**Exercise directions:** Work through the material below line by line and say how many lines include the word "components". Only the number, please.

**Given data:**
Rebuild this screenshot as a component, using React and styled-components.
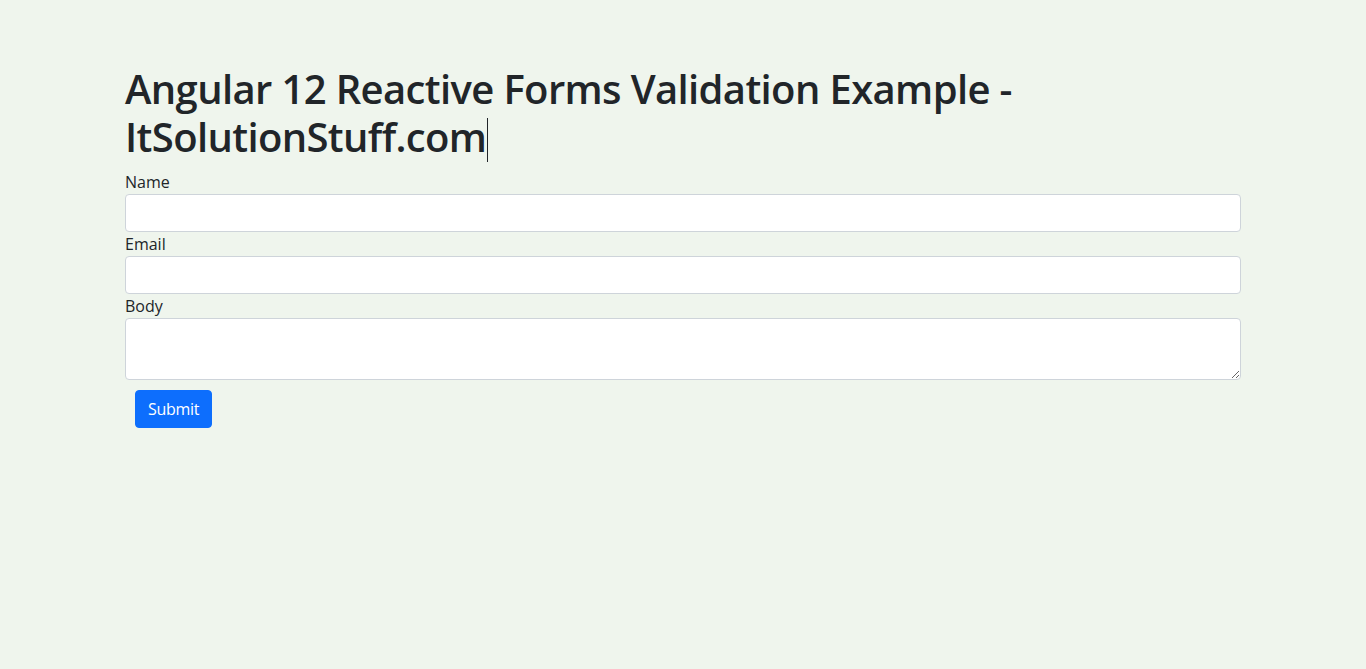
import React from 'react';
import styled, { createGlobalStyle } from 'styled-components';

const GlobalStyle = createGlobalStyle`
  html, body {
    margin: 0;
    padding: 0;
    background: #eff5ed;
  }
  body {
    font-family: "Open Sans", "Liberation Sans", sans-serif;
    font-size: 16px;
    line-height: 1.5;
    color: #212529;
  }
`;

const Container = styled.div`
  width: 1140px;
  box-sizing: border-box;
  margin: 0 auto;
  padding: 65px 12px 0 12px;
`;

const Title = styled.h1`
  margin: 0 0 8px 0;
  font-size: 40px;
  font-weight: 600;
  line-height: 1.2;
  letter-spacing: -0.63px;
`;

const Caret = styled.span`
  display: inline-block;
  width: 1px;
  height: 44px;
  margin-left: 1px;
  background: #212529;
  vertical-align: -10px;
`;

const Label = styled.label`
  display: block;
  font-size: 16px;
  line-height: 24px;
`;

const Input = styled.input`
  display: block;
  width: 100%;
  box-sizing: border-box;
  height: 38px;
  padding: 6px 12px;
  font: inherit;
  background: #fff;
  border: 1px solid #ced4da;
  border-radius: 4px;
  outline: none;
`;

const TextArea = styled.textarea`
  display: block;
  width: 100%;
  box-sizing: border-box;
  height: 62px;
  padding: 6px 12px;
  font: inherit;
  background: #fff;
  border: 1px solid #ced4da;
  border-radius: 4px;
  outline: none;
`;

const Button = styled.button`
  margin: 10px 0 0 10px;
  height: 38px;
  padding: 0 12px;
  font: inherit;
  letter-spacing: -0.3px;
  color: #fff;
  background: #0d6efd;
  border: 1px solid #0d6efd;
  border-radius: 4px;
  cursor: pointer;
`;

export default function App() {
  return (
    <Container>
      <GlobalStyle />
      <Title>
        Angular 12 Reactive Forms Validation Example - ItSolutionStuff.com<Caret />
      </Title>
      <form onSubmit={(e) => e.preventDefault()}>
        <Label htmlFor="name">Name</Label>
        <Input id="name" type="text" />
        <Label htmlFor="email">Email</Label>
        <Input id="email" type="text" />
        <Label htmlFor="body">Body</Label>
        <TextArea id="body" />
        <Button type="submit">Submit</Button>
      </form>
    </Container>
  );
}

**Response:** 2